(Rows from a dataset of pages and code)
□ □ □ □

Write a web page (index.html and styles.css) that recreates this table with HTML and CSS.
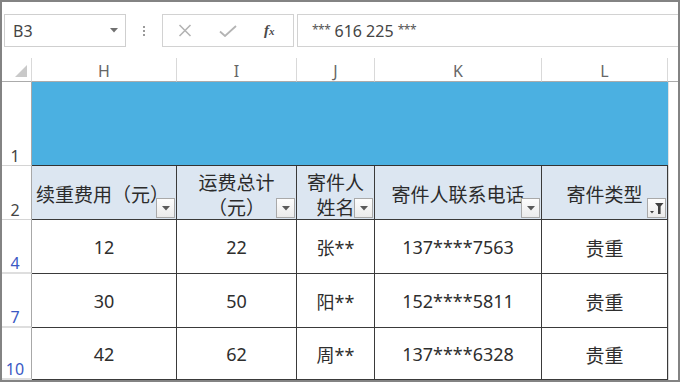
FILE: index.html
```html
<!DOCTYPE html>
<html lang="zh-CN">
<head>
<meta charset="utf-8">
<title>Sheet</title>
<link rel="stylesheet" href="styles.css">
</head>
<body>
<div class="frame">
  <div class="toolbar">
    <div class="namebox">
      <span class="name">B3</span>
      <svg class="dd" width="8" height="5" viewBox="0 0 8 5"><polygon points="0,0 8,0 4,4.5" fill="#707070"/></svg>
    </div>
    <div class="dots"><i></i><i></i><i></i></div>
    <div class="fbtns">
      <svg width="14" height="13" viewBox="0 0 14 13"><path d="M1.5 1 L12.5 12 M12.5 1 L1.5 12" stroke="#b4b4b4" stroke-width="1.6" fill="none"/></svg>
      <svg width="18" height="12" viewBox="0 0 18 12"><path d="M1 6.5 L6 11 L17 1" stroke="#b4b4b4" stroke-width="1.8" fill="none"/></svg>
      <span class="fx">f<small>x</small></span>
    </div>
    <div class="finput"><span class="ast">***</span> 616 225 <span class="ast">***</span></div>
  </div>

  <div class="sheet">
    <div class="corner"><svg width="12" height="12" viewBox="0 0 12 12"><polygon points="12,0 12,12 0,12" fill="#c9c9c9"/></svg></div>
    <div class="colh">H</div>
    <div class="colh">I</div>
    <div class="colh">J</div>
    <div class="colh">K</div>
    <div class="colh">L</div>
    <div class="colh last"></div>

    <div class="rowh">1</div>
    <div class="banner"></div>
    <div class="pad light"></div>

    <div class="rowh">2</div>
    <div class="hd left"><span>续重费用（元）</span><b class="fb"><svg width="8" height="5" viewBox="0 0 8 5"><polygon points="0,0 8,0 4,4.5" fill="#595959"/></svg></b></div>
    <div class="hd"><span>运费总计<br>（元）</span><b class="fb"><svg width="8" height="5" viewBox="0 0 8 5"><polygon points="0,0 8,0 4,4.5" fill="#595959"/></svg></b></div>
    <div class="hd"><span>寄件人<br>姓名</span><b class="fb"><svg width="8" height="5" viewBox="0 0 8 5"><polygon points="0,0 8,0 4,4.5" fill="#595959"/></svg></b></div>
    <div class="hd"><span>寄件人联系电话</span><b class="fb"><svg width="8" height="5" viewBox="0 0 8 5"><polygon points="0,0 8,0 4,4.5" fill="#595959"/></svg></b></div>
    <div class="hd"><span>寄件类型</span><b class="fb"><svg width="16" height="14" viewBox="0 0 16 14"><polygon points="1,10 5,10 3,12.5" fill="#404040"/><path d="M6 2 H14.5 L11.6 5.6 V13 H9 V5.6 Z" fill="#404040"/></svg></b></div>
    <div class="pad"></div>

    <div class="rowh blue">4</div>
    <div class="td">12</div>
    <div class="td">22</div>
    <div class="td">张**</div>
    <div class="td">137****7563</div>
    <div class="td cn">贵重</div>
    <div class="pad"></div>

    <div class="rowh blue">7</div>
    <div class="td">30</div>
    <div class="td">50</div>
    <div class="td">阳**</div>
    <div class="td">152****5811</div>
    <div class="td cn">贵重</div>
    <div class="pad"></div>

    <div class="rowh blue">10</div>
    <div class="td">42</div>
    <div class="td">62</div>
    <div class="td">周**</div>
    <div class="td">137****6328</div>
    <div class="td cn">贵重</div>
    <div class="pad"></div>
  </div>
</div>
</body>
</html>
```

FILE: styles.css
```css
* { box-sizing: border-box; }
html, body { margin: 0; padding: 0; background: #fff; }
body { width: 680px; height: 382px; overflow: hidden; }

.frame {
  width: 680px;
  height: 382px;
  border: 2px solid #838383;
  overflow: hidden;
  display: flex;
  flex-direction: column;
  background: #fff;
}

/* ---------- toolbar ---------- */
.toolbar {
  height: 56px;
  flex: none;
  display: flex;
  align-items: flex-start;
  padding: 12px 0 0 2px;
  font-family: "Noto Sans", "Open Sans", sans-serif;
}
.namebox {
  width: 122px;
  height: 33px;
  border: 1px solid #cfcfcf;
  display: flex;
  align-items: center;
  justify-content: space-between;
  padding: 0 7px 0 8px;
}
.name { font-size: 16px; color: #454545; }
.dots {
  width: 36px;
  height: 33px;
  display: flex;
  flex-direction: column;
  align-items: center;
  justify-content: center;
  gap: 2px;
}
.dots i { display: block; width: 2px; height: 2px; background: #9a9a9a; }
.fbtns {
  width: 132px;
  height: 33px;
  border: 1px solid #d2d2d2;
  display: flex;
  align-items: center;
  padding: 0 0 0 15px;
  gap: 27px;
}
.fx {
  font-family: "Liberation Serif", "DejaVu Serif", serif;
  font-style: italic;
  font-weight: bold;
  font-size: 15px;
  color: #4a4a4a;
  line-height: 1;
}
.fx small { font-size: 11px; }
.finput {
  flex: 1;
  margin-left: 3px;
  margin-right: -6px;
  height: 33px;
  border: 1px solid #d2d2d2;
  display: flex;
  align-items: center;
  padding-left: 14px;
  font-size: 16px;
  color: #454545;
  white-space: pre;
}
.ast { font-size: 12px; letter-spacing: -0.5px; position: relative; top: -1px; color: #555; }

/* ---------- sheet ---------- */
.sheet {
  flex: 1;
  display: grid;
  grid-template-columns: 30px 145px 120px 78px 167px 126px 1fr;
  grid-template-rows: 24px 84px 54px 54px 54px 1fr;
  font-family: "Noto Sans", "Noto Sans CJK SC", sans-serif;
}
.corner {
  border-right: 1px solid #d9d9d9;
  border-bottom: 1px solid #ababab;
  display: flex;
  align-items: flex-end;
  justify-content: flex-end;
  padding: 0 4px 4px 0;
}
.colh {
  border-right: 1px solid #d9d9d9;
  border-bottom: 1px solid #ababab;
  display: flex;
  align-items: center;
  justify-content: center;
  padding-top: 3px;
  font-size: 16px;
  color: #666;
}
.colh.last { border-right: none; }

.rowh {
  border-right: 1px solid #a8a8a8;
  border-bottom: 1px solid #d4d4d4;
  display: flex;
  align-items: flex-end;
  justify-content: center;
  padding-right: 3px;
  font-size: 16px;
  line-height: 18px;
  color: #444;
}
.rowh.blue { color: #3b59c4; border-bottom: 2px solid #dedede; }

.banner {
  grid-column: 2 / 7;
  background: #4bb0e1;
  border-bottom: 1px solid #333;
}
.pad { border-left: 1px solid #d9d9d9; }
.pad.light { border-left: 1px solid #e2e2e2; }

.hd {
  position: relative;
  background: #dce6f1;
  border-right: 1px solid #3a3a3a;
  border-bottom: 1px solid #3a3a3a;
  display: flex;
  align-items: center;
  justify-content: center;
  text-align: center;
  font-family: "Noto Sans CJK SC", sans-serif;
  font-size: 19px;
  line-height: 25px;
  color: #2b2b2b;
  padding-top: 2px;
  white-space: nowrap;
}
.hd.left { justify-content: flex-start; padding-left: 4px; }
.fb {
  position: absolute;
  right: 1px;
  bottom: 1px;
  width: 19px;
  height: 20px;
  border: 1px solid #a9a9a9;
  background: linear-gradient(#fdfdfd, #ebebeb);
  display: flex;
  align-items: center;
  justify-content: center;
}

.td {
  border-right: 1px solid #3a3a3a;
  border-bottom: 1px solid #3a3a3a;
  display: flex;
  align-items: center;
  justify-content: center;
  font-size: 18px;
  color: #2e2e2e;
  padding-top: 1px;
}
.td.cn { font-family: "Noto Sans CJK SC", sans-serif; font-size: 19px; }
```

□ □ □ □

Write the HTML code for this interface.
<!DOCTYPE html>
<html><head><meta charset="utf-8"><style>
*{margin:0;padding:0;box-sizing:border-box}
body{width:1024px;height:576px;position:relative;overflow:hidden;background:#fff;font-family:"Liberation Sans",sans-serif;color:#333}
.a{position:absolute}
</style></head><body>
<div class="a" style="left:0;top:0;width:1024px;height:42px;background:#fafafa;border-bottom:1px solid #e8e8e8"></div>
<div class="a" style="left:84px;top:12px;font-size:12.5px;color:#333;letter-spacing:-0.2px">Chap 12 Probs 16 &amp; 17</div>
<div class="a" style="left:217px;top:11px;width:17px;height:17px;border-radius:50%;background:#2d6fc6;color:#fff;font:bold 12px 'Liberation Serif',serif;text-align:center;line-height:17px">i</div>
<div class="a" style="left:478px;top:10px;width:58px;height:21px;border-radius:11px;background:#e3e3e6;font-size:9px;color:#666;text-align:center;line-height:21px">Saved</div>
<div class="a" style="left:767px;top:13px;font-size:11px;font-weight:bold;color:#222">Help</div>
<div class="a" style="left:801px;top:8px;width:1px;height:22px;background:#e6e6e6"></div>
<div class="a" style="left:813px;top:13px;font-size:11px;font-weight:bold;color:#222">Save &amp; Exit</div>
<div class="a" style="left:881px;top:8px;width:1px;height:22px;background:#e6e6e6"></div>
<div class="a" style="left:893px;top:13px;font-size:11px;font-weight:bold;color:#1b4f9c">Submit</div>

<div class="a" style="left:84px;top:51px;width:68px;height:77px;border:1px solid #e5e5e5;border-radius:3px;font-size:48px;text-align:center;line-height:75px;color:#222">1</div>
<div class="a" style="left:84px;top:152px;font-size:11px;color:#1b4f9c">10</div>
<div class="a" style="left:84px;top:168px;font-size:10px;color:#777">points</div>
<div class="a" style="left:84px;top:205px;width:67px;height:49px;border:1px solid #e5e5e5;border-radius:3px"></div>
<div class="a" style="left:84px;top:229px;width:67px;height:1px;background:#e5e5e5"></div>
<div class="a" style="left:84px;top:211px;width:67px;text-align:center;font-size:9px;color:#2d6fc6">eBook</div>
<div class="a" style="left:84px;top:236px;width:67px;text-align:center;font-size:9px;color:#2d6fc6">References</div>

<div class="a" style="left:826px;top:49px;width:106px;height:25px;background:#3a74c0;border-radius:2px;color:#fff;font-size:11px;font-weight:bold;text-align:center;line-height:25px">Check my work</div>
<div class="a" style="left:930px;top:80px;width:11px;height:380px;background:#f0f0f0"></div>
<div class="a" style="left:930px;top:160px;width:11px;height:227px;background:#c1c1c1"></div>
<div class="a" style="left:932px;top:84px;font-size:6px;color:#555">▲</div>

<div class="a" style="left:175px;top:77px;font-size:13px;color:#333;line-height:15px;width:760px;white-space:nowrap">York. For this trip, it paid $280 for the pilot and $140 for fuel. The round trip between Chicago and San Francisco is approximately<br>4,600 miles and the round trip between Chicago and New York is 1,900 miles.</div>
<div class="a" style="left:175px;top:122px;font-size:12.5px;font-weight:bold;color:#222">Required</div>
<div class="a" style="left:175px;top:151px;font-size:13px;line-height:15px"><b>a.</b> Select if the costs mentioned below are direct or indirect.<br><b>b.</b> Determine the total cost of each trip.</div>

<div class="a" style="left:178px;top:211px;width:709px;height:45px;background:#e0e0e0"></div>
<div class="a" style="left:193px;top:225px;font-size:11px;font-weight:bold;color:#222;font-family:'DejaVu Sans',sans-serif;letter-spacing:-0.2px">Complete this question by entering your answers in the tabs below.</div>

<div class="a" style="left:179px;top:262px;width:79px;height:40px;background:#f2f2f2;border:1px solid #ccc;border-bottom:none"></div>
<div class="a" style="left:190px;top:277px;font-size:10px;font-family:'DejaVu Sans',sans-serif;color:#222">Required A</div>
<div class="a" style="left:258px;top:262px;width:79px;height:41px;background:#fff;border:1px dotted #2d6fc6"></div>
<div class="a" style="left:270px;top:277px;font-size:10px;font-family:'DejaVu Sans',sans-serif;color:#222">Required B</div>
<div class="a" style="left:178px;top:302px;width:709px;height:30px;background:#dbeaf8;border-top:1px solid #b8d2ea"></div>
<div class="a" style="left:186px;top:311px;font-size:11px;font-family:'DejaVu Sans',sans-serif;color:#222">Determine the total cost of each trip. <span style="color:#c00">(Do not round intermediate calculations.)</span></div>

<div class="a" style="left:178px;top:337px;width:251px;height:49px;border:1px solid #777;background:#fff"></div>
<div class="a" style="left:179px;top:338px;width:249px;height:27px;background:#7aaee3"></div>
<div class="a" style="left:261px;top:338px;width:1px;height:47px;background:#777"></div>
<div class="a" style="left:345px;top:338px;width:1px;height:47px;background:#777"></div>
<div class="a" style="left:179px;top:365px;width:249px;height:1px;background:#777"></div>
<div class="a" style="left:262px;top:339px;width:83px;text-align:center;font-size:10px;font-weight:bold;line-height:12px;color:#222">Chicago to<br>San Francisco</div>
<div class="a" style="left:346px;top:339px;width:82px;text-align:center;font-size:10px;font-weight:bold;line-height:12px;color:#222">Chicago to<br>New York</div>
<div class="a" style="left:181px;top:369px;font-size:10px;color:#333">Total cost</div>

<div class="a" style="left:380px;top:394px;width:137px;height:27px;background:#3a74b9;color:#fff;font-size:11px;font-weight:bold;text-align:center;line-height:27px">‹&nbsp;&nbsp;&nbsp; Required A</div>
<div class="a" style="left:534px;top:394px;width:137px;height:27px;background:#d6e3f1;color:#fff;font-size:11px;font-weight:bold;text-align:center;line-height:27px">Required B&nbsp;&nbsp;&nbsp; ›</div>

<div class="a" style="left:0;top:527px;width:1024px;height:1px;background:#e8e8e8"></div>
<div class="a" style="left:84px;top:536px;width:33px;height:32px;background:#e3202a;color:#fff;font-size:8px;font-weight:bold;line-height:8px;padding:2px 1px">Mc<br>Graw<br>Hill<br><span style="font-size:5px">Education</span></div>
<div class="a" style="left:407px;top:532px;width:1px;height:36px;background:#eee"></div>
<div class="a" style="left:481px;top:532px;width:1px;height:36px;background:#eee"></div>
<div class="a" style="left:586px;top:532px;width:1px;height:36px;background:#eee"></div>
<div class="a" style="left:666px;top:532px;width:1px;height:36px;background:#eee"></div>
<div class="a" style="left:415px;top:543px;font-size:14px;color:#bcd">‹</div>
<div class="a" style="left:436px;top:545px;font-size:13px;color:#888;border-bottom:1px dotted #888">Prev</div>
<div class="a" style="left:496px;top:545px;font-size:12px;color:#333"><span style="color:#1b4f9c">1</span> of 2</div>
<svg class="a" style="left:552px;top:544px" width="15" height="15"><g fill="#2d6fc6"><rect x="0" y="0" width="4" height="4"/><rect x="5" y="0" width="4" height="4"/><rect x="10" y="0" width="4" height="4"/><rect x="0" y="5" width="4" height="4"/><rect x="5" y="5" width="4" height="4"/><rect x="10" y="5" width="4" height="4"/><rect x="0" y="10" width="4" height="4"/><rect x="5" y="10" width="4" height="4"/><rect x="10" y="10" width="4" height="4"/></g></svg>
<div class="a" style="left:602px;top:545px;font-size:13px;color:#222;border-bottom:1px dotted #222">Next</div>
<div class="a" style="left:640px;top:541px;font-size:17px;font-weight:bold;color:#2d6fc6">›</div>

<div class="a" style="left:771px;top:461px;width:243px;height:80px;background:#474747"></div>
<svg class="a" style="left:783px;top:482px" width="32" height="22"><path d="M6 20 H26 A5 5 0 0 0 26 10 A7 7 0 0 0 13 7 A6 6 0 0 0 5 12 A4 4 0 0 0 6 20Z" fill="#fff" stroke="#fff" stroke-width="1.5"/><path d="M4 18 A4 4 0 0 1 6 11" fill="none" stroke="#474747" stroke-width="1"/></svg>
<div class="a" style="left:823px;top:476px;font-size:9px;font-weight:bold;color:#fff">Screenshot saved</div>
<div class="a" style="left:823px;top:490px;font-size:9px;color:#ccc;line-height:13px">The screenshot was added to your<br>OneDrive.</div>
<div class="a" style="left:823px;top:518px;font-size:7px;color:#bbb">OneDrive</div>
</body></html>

□ □ □ □

Copy out each line in the preceding records that contains "styles".

THE ANSWER »
Write a web page (index.html and styles.css) that recreates this table with HTML and CSS.
<link rel="stylesheet" href="styles.css">
FILE: styles.css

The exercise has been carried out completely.